Financial planning also benefits from accurate heat exchanger calculations. By converting daily thermal energy into kWh equivalents, planners can estimate how much natural gas or electricity is offset, calculate greenhouse gas reductions, and justify incentives. Regional programs often require documented calculations to verify performance before awarding rebates.
Putting It All Together
The solar heat exchanger calculator above synthesizes the essential relationships. After entering irradiance, area, efficiencies, and fluid parameters, the tool calculates the delivered power, achievable temperature rise, and daily energy yield. While the inputs represent steady conditions, the results serve as a baseline for more detailed modeling. By experimenting with different flow rates or expanding the collector area, users can see how each variable influences the final temperature.

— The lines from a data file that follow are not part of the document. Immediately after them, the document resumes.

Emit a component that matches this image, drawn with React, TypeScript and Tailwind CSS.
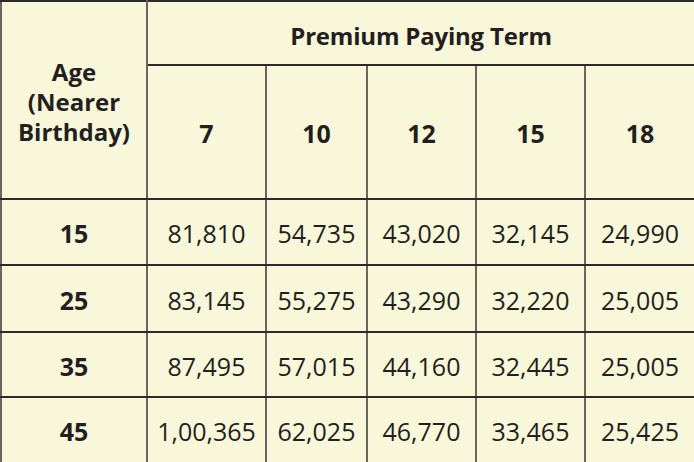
import React from "react";

const terms = ["7", "10", "12", "15", "18"];

const rows = [
  { age: "15", values: ["81,810", "54,735", "43,020", "32,145", "24,990"] },
  { age: "25", values: ["83,145", "55,275", "43,290", "32,220", "25,005"] },
  { age: "35", values: ["87,495", "57,015", "44,160", "32,445", "25,005"] },
  { age: "45", values: ["1,00,365", "62,025", "46,770", "33,465", "25,425"] },
];

const rowHeights = ["h-[66px]", "h-[67px]", "h-[65px]", "h-[66px]"];

const cell = "border-2 border-x-[#66665f] border-y-[#2b2b2b] text-center align-middle px-0 pb-0";

export default function App() {
  return (
    <div className="w-[694px] h-[462px] bg-[#f8f7da] text-[#231f20] font-['Open_Sans',sans-serif]">
      <table className="w-[694px] h-[462px] table-fixed border-collapse">
        <colgroup>
          <col className="w-[146px]" />
          <col className="w-[119px]" />
          <col className="w-[101px]" />
          <col className="w-[109px]" />
          <col className="w-[109px]" />
          <col className="w-[110px]" />
        </colgroup>
        <thead>
          <tr className="h-[64px]">
            <th rowSpan={2} className={`${cell} text-[24px] font-bold leading-[30px] pt-1`}>
              Age
              <br />
              (Nearer
              <br />
              Birthday)
            </th>
            <th colSpan={5} className={`${cell} text-[24px] font-bold tracking-[-0.2px] pt-[5px]`}>
              Premium Paying Term
            </th>
          </tr>
          <tr className="h-[134px]">
            {terms.map((t) => (
              <th key={t} className={`${cell} text-[25px] font-bold pt-[4px]`}>
                {t}
              </th>
            ))}
          </tr>
        </thead>
        <tbody>
          {rows.map((r, i) => (
            <tr key={r.age} className={rowHeights[i]}>
              <td className={`${cell} text-[25px] font-bold pt-[4px]`}>{r.age}</td>
              {r.values.map((v, j) => (
                <td key={j} className={`${cell} text-[25px] pt-[4px]`}>
                  {v}
                </td>
              ))}
            </tr>
          ))}
        </tbody>
      </table>
    </div>
  );
}
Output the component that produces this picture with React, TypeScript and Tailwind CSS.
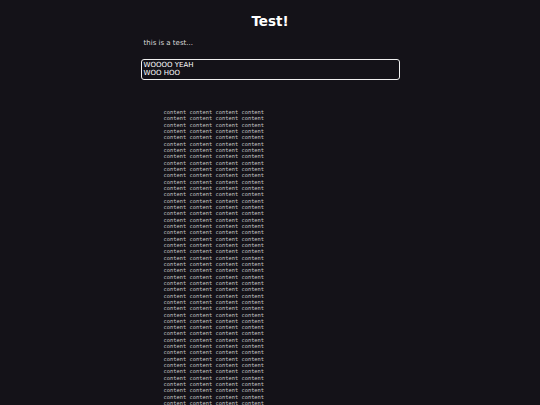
import React from "react";

export default function App() {
  const lines = Array.from({ length: 60 }, () => "content content content content");
  return (
    <div className="min-h-[405px] w-full bg-[#141218] text-[#e6e6e6] overflow-hidden" style={{ fontFamily: '"DejaVu Sans", sans-serif' }}>
      <div className="mx-auto w-[259px] pt-[13px]">
        <h1 className="text-center text-[13.5px] font-bold leading-[16px] text-white">Test!</h1>
        <p className="mt-[10px] pl-[3px] text-[7px] leading-[9px] text-[#d8d8d8]">this is a test...</p>
        <div className="mt-[11px] h-[21px] rounded-[3px] border-[1.5px] border-[#f0f0f0] px-[2px] pt-[1px] text-[7px] leading-[8px] text-white whitespace-pre">
          {"WOOOO YEAH\nWOO HOO"}
        </div>
        <pre className="mt-[29px] pl-[23px] text-[5.4px] leading-[6.33px] text-[#c4c4c4]" style={{ fontFamily: '"DejaVu Sans Mono", monospace' }}>
          {lines.join("\n")}
        </pre>
      </div>
    </div>
  );
}
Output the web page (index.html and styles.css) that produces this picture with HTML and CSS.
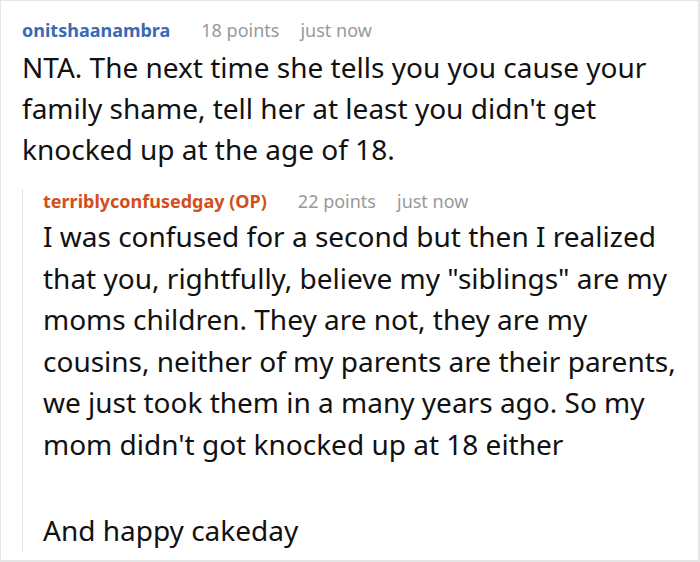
FILE: index.html
```html
<!DOCTYPE html>
<html>
<head>
<meta charset="utf-8">
<link rel="stylesheet" href="styles.css">
</head>
<body>
<div class="frame">
  <div class="comment">
    <div class="meta">
      <span class="user">onitshaanambra</span>
      <span class="info">18 points</span>
      <span class="info">just now</span>
    </div>
    <div class="body">NTA. The next time she tells you you cause your family shame, tell her at least you didn't get knocked up at the age of 18.</div>
    <div class="reply">
      <div class="meta">
        <span class="user op">terriblyconfusedgay (OP)</span>
        <span class="info">22 points</span>
        <span class="info">just now</span>
      </div>
      <div class="body reply-body">
        <p>I was confused for a second but then I realized that you, rightfully, believe my "siblings" are my moms children. They are not, they are my cousins, neither of my parents are their parents, we just took them in a many years ago. So my mom didn't got knocked up at 18 either</p>
        <p>And happy cakeday</p>
      </div>
    </div>
  </div>
</div>
</body>
</html>
```
FILE: styles.css
```css
html, body {
  margin: 0;
  padding: 0;
  background: #fff;
}
.frame {
  box-sizing: border-box;
  width: 700px;
  height: 562px;
  border: 1px solid #e6e6e6;
  border-right-width: 2px;
  border-bottom-width: 2px;
  overflow: hidden;
  font-family: "Noto Sans", "Open Sans", sans-serif;
  color: #111;
  padding: 17px 0 0 21px;
}
.meta {
  display: flex;
  font-size: 18px;
  line-height: 24px;
  white-space: nowrap;
}
.user {
  font-weight: bold;
  color: #3a6ab5;
  margin-right: 31px;
}
.user.op {
  color: #d24e1a;
}
.info {
  color: #999;
  margin-right: 21px;
}
.body {
  font-size: 28px;
  line-height: 41px;
  margin-top: 5px;
  padding-right: 20px;
}
.reply-body {
  line-height: 41.6px;
  margin-top: 3px;
  margin-bottom: -11px;
  display: flex;
  flex-direction: column;
  gap: 44.5px;
}
.reply-body p {
  margin: 0;
}
.reply {
  margin-top: 19px;
  border-left: 1px solid #e0e0e0;
  padding-left: 20px;
}
```
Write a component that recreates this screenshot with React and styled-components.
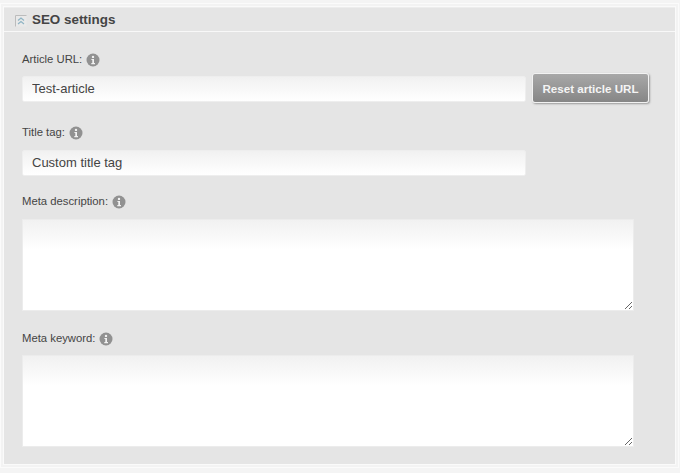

In practical design workflows, engineers will pair these calculations with piping schematics, storage tank modeling, and control logic. They may also use Monte Carlo simulations to account for weather variability, ensuring the heat exchanger is neither undersized for cold, low-sun periods nor excessively large in mild climates. The key insight is that heat exchanger calculations are not isolated—they integrate meteorology, thermodynamics, and economics.
Ultimately, a high-performance solar thermal system hinges on an appropriately sized heat exchanger that balances flow rate, specific heat, and desired temperature rise. By combining field data, authoritative guidance, and interactive tools, you can reliably predict system behavior and implement strategies that maximize solar contribution throughout the year.